* **Set task**
Wherever the word "styles" appears in the entries, copy the whole line.

* **Task inputs**
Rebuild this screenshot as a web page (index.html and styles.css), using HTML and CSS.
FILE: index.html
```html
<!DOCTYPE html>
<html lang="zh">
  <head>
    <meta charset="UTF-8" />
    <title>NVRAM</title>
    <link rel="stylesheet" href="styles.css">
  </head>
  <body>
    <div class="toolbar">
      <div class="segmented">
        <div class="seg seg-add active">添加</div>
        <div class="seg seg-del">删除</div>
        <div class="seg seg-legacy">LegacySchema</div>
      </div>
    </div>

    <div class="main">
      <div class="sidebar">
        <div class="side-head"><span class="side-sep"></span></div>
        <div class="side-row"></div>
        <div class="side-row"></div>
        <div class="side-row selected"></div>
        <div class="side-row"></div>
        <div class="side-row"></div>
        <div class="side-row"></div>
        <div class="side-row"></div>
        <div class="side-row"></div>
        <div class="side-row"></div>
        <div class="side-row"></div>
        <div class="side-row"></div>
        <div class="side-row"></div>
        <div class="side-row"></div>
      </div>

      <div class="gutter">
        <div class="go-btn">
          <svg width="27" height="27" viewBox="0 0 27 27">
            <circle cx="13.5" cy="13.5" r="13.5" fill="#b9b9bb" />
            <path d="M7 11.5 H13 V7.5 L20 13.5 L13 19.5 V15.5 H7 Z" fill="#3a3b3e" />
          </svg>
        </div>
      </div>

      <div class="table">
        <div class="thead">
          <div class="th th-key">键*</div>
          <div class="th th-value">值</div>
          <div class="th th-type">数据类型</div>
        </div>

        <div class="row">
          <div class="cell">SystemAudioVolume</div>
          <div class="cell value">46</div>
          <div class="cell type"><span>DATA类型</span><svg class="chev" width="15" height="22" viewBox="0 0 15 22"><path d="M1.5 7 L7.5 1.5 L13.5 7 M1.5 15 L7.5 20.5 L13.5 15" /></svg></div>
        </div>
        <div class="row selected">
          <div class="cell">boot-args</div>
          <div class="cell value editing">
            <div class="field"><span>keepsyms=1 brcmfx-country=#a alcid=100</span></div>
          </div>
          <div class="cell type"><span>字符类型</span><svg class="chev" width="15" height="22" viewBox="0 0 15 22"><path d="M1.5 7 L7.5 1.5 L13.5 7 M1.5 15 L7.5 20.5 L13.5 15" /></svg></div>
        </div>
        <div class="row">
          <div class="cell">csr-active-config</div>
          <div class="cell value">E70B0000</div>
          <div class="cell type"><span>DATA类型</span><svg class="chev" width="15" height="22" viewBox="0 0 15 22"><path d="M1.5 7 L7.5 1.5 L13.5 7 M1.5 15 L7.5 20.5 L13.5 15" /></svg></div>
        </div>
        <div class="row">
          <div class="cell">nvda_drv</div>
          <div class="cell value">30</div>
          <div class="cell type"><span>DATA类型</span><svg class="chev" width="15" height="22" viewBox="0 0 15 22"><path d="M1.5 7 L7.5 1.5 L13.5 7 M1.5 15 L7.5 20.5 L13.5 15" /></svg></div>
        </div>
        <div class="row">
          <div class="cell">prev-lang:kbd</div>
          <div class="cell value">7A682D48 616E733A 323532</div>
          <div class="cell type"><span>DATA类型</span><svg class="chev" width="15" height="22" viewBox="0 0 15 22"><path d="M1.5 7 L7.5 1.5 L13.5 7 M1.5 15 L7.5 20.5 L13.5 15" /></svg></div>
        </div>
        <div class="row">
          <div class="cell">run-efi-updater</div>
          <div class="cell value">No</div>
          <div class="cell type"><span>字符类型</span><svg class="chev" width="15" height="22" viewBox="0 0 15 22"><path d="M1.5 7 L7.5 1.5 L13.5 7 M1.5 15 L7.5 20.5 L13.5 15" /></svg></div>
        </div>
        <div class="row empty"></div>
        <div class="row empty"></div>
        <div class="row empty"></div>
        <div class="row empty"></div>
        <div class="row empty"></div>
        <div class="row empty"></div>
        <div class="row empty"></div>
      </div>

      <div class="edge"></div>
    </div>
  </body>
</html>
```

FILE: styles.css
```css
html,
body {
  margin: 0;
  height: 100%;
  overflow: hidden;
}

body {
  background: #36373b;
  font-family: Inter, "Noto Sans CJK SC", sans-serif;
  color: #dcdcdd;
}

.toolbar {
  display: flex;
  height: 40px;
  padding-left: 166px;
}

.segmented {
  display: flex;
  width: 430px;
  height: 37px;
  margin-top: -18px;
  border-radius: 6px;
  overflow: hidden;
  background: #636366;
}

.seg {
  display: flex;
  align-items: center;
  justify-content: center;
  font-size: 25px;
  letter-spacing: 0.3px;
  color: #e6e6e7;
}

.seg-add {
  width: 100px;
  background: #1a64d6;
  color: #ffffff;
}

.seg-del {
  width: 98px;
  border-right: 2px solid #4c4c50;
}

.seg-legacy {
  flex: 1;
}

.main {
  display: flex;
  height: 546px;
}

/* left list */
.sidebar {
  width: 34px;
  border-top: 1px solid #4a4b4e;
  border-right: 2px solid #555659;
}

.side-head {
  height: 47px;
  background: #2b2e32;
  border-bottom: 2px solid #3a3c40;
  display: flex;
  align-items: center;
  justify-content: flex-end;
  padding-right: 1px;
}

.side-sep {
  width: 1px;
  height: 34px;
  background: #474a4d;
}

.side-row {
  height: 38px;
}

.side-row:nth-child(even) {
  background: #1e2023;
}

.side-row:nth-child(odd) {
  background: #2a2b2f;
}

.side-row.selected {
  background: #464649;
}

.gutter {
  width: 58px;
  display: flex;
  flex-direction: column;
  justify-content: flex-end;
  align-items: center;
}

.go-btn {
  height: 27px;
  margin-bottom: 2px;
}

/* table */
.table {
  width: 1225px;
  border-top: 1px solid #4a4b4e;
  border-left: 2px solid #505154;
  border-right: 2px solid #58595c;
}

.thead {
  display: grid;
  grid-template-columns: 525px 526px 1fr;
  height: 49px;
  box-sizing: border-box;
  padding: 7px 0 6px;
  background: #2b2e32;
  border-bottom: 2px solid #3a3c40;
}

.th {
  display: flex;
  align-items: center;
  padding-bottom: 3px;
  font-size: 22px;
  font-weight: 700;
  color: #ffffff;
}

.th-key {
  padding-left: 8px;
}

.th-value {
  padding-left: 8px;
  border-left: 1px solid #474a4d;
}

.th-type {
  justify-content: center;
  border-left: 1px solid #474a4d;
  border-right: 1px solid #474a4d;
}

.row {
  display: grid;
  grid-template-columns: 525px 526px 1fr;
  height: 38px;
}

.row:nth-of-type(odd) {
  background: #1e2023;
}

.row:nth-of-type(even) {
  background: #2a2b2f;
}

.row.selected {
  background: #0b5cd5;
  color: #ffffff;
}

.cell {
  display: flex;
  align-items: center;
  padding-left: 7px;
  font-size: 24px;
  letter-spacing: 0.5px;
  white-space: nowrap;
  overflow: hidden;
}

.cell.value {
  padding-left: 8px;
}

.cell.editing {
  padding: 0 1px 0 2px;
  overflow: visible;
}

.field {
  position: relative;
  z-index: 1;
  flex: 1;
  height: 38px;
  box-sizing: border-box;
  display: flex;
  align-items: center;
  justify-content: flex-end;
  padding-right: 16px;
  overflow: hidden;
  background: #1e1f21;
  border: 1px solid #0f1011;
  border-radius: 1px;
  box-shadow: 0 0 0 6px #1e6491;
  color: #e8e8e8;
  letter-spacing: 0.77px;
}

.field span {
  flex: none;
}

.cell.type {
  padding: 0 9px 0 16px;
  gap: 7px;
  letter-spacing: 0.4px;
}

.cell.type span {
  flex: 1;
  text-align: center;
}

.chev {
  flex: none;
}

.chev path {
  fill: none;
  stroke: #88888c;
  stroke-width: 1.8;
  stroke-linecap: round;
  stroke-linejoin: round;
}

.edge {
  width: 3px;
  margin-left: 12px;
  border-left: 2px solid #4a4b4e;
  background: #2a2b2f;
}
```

---

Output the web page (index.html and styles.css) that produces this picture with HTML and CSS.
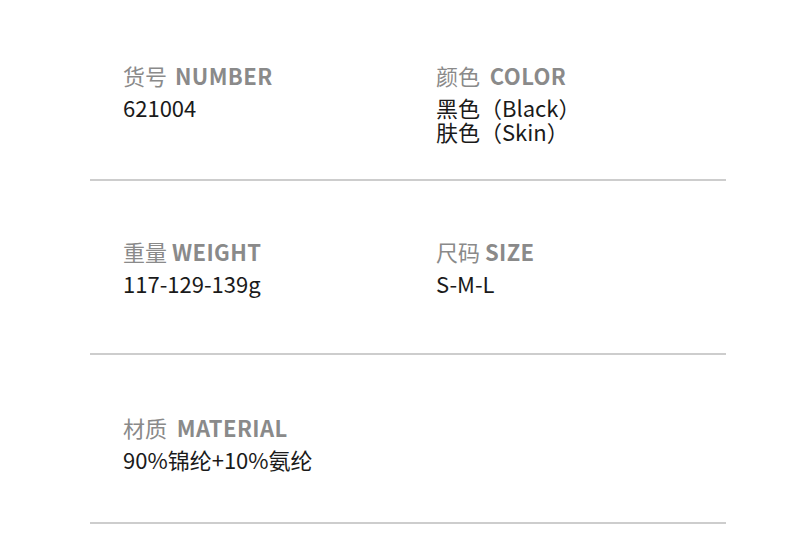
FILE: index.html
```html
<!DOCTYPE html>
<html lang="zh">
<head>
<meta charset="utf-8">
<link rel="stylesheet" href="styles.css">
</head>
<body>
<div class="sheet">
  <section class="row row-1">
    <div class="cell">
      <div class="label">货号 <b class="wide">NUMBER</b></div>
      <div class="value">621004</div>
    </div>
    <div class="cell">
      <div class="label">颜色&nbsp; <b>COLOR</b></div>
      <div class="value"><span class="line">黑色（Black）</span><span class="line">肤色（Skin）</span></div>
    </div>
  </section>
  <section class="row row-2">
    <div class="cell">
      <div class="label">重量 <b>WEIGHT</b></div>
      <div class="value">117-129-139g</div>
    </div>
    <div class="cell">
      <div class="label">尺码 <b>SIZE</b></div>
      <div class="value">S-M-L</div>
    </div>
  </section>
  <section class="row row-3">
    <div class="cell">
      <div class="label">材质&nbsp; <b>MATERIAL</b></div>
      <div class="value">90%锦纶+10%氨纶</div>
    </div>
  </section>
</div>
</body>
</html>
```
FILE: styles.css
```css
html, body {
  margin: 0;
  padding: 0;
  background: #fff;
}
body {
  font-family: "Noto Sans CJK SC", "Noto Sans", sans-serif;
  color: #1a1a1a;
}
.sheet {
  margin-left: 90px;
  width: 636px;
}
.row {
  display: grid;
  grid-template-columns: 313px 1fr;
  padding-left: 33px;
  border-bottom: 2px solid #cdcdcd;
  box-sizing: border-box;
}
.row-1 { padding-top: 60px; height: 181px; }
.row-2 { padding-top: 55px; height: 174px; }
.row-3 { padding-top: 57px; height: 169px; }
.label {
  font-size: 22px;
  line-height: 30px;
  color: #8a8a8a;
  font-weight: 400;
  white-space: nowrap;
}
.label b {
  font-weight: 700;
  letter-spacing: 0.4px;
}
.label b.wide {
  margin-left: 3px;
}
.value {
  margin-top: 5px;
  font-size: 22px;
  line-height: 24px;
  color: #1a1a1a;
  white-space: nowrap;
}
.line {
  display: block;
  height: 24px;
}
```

* **Correct answer**
Rebuild this screenshot as a web page (index.html and styles.css), using HTML and CSS.
    <link rel="stylesheet" href="styles.css">
FILE: styles.css
Output the web page (index.html and styles.css) that produces this picture with HTML and CSS.
<link rel="stylesheet" href="styles.css">
FILE: styles.css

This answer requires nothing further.